* **Required task**
Leave the pictures out and transcribe every record exactly.

_ _ _ _ _

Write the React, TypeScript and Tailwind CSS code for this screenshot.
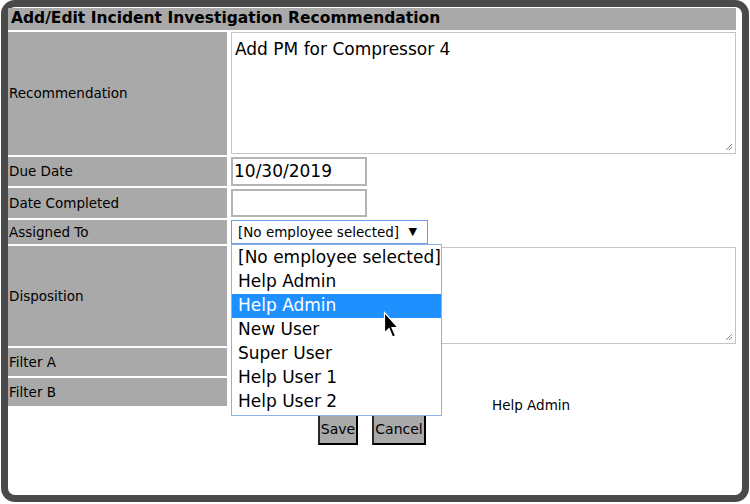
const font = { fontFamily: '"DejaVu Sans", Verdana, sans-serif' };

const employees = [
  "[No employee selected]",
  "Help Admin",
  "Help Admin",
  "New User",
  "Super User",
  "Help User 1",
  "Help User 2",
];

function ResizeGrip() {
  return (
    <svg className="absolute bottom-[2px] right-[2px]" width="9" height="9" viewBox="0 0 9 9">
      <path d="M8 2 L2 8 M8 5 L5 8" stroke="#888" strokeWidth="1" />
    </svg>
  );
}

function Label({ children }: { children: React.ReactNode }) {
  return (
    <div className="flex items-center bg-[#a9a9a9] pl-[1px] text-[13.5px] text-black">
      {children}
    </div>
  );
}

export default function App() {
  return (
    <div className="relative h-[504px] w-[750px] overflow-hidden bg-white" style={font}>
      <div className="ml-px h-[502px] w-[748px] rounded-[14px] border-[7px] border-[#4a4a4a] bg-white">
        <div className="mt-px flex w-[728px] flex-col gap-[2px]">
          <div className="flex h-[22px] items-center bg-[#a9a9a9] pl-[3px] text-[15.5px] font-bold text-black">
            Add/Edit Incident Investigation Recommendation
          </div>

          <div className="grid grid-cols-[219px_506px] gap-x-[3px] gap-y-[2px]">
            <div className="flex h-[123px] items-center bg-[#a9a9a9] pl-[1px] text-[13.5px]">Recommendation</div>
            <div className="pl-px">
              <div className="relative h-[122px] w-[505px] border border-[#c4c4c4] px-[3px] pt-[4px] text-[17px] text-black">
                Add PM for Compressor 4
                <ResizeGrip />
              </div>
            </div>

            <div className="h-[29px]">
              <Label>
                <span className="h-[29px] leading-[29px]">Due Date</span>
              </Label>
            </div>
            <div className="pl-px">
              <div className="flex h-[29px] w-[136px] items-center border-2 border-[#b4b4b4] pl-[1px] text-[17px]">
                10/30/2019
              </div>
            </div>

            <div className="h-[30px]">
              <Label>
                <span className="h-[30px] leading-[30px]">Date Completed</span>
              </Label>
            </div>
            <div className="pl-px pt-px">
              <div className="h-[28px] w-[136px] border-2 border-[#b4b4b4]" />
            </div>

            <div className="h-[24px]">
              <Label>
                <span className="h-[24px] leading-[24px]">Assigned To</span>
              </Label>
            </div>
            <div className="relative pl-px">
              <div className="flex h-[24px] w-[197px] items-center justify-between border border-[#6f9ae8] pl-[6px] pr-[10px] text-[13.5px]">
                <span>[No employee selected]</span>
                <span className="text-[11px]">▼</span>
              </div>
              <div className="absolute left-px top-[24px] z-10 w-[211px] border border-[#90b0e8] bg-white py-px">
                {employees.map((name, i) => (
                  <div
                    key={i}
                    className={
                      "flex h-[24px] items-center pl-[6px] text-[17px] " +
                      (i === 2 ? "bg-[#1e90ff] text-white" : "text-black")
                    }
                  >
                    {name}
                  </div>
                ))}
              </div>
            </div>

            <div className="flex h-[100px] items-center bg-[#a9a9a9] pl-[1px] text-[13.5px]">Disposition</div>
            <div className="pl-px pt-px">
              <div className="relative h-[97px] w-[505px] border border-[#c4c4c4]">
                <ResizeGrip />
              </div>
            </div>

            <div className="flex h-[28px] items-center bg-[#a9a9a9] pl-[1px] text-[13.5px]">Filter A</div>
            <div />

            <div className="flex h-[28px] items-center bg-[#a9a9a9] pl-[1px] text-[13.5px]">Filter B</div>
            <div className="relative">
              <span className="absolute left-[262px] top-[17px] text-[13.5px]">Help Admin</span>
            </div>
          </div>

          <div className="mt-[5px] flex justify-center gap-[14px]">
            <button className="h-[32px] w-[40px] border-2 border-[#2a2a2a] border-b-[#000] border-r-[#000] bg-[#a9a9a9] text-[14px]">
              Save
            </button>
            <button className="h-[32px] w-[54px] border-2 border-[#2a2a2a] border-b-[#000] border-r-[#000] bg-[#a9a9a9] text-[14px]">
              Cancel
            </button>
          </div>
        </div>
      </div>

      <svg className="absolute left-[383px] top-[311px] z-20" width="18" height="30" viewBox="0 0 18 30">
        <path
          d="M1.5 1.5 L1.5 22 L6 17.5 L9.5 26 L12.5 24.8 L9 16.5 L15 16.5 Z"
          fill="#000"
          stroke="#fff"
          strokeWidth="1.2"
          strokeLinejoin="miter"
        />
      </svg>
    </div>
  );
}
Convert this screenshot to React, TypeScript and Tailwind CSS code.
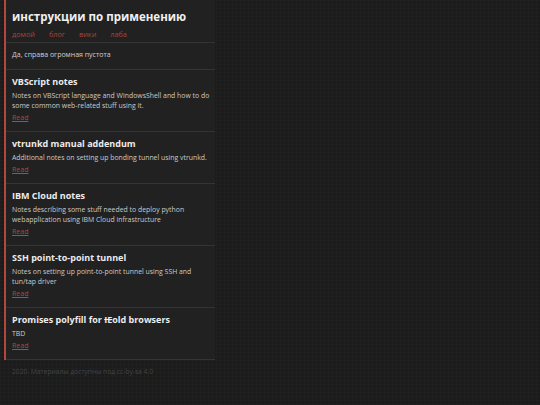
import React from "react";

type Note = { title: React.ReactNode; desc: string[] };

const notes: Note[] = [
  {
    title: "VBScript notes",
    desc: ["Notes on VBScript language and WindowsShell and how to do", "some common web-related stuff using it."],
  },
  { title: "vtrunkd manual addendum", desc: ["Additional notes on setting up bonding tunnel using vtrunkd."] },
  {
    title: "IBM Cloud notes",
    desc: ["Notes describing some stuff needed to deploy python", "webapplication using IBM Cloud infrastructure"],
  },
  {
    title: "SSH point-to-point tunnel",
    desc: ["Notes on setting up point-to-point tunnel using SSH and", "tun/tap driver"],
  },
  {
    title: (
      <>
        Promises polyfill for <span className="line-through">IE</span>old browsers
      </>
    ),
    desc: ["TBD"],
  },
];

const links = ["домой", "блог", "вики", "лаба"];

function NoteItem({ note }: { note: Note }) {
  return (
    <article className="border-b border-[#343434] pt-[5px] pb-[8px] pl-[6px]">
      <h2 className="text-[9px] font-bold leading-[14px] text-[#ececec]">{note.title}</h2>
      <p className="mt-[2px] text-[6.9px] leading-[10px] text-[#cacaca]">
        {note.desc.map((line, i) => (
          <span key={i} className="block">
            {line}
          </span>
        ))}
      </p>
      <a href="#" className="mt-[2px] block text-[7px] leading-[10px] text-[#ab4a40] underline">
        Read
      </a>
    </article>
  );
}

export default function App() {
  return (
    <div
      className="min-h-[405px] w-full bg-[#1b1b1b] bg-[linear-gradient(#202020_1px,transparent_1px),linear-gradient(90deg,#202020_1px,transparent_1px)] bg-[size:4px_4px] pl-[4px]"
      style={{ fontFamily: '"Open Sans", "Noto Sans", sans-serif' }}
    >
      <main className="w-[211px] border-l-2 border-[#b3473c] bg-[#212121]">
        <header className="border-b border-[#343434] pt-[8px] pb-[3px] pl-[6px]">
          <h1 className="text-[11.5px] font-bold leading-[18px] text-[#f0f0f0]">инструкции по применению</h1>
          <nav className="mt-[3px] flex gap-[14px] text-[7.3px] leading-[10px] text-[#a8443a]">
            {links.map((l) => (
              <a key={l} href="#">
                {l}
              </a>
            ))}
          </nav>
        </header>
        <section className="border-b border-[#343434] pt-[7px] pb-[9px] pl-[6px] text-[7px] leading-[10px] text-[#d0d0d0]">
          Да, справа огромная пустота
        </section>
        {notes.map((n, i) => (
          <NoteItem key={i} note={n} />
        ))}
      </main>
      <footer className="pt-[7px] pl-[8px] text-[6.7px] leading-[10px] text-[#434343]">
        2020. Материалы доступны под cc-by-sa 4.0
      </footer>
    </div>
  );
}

_ _ _ _ _

* **Result of this task**
Write the React, TypeScript and Tailwind CSS code for this screenshot.
const font = { fontFamily: '"DejaVu Sans", Verdana, sans-serif' };

const employees = [
  "[No employee selected]",
  "Help Admin",
  "Help Admin",
  "New User",
  "Super User",
  "Help User 1",
  "Help User 2",
];

function ResizeGrip() {
  return (
    <svg className="absolute bottom-[2px] right-[2px]" width="9" height="9" viewBox="0 0 9 9">
      <path d="M8 2 L2 8 M8 5 L5 8" stroke="#888" strokeWidth="1" />
    </svg>
  );
}

function Label({ children }: { children: React.ReactNode }) {
  return (
    <div className="flex items-center bg-[#a9a9a9] pl-[1px] text-[13.5px] text-black">
      {children}
    </div>
  );
}

export default function App() {
  return (
    <div className="relative h-[504px] w-[750px] overflow-hidden bg-white" style={font}>
      <div className="ml-px h-[502px] w-[748px] rounded-[14px] border-[7px] border-[#4a4a4a] bg-white">
        <div className="mt-px flex w-[728px] flex-col gap-[2px]">
          <div className="flex h-[22px] items-center bg-[#a9a9a9] pl-[3px] text-[15.5px] font-bold text-black">
            Add/Edit Incident Investigation Recommendation
          </div>

          <div className="grid grid-cols-[219px_506px] gap-x-[3px] gap-y-[2px]">
            <div className="flex h-[123px] items-center bg-[#a9a9a9] pl-[1px] text-[13.5px]">Recommendation</div>
            <div className="pl-px">
              <div className="relative h-[122px] w-[505px] border border-[#c4c4c4] px-[3px] pt-[4px] text-[17px] text-black">
                Add PM for Compressor 4
                <ResizeGrip />
              </div>
            </div>

            <div className="h-[29px]">
              <Label>
                <span className="h-[29px] leading-[29px]">Due Date</span>
              </Label>
            </div>
            <div className="pl-px">
              <div className="flex h-[29px] w-[136px] items-center border-2 border-[#b4b4b4] pl-[1px] text-[17px]">
                10/30/2019
              </div>
            </div>

            <div className="h-[30px]">
              <Label>
                <span className="h-[30px] leading-[30px]">Date Completed</span>
              </Label>
            </div>
            <div className="pl-px pt-px">
              <div className="h-[28px] w-[136px] border-2 border-[#b4b4b4]" />
            </div>

            <div className="h-[24px]">
              <Label>
                <span className="h-[24px] leading-[24px]">Assigned To</span>
              </Label>
            </div>
            <div className="relative pl-px">
              <div className="flex h-[24px] w-[197px] items-center justify-between border border-[#6f9ae8] pl-[6px] pr-[10px] text-[13.5px]">
                <span>[No employee selected]</span>
                <span className="text-[11px]">▼</span>
              </div>
              <div className="absolute left-px top-[24px] z-10 w-[211px] border border-[#90b0e8] bg-white py-px">
                {employees.map((name, i) => (
                  <div
                    key={i}
                    className={
                      "flex h-[24px] items-center pl-[6px] text-[17px] " +
                      (i === 2 ? "bg-[#1e90ff] text-white" : "text-black")
                    }
                  >
                    {name}
                  </div>
                ))}
              </div>
            </div>

            <div className="flex h-[100px] items-center bg-[#a9a9a9] pl-[1px] text-[13.5px]">Disposition</div>
            <div className="pl-px pt-px">
              <div className="relative h-[97px] w-[505px] border border-[#c4c4c4]">
                <ResizeGrip />
              </div>
            </div>

            <div className="flex h-[28px] items-center bg-[#a9a9a9] pl-[1px] text-[13.5px]">Filter A</div>
            <div />

            <div className="flex h-[28px] items-center bg-[#a9a9a9] pl-[1px] text-[13.5px]">Filter B</div>
            <div className="relative">
              <span className="absolute left-[262px] top-[17px] text-[13.5px]">Help Admin</span>
            </div>
          </div>

          <div className="mt-[5px] flex justify-center gap-[14px]">
            <button className="h-[32px] w-[40px] border-2 border-[#2a2a2a] border-b-[#000] border-r-[#000] bg-[#a9a9a9] text-[14px]">
              Save
            </button>
            <button className="h-[32px] w-[54px] border-2 border-[#2a2a2a] border-b-[#000] border-r-[#000] bg-[#a9a9a9] text-[14px]">
              Cancel
            </button>
          </div>
        </div>
      </div>

      <svg className="absolute left-[383px] top-[311px] z-20" width="18" height="30" viewBox="0 0 18 30">
        <path
          d="M1.5 1.5 L1.5 22 L6 17.5 L9.5 26 L12.5 24.8 L9 16.5 L15 16.5 Z"
          fill="#000"
          stroke="#fff"
          strokeWidth="1.2"
          strokeLinejoin="miter"
        />
      </svg>
    </div>
  );
}
Convert this screenshot to React, TypeScript and Tailwind CSS code.
import React from "react";

type Note = { title: React.ReactNode; desc: string[] };

const notes: Note[] = [
  {
    title: "VBScript notes",
    desc: ["Notes on VBScript language and WindowsShell and how to do", "some common web-related stuff using it."],
  },
  { title: "vtrunkd manual addendum", desc: ["Additional notes on setting up bonding tunnel using vtrunkd."] },
  {
    title: "IBM Cloud notes",
    desc: ["Notes describing some stuff needed to deploy python", "webapplication using IBM Cloud infrastructure"],
  },
  {
    title: "SSH point-to-point tunnel",
    desc: ["Notes on setting up point-to-point tunnel using SSH and", "tun/tap driver"],
  },
  {
    title: (
      <>
        Promises polyfill for <span className="line-through">IE</span>old browsers
      </>
    ),
    desc: ["TBD"],
  },
];

const links = ["домой", "блог", "вики", "лаба"];

function NoteItem({ note }: { note: Note }) {
  return (
    <article className="border-b border-[#343434] pt-[5px] pb-[8px] pl-[6px]">
      <h2 className="text-[9px] font-bold leading-[14px] text-[#ececec]">{note.title}</h2>
      <p className="mt-[2px] text-[6.9px] leading-[10px] text-[#cacaca]">
        {note.desc.map((line, i) => (
          <span key={i} className="block">
            {line}
          </span>
        ))}
      </p>
      <a href="#" className="mt-[2px] block text-[7px] leading-[10px] text-[#ab4a40] underline">
        Read
      </a>
    </article>
  );
}

export default function App() {
  return (
    <div
      className="min-h-[405px] w-full bg-[#1b1b1b] bg-[linear-gradient(#202020_1px,transparent_1px),linear-gradient(90deg,#202020_1px,transparent_1px)] bg-[size:4px_4px] pl-[4px]"
      style={{ fontFamily: '"Open Sans", "Noto Sans", sans-serif' }}
    >
      <main className="w-[211px] border-l-2 border-[#b3473c] bg-[#212121]">
        <header className="border-b border-[#343434] pt-[8px] pb-[3px] pl-[6px]">
          <h1 className="text-[11.5px] font-bold leading-[18px] text-[#f0f0f0]">инструкции по применению</h1>
          <nav className="mt-[3px] flex gap-[14px] text-[7.3px] leading-[10px] text-[#a8443a]">
            {links.map((l) => (
              <a key={l} href="#">
                {l}
              </a>
            ))}
          </nav>
        </header>
        <section className="border-b border-[#343434] pt-[7px] pb-[9px] pl-[6px] text-[7px] leading-[10px] text-[#d0d0d0]">
          Да, справа огромная пустота
        </section>
        {notes.map((n, i) => (
          <NoteItem key={i} note={n} />
        ))}
      </main>
      <footer className="pt-[7px] pl-[8px] text-[6.7px] leading-[10px] text-[#434343]">
        2020. Материалы доступны под cc-by-sa 4.0
      </footer>
    </div>
  );
}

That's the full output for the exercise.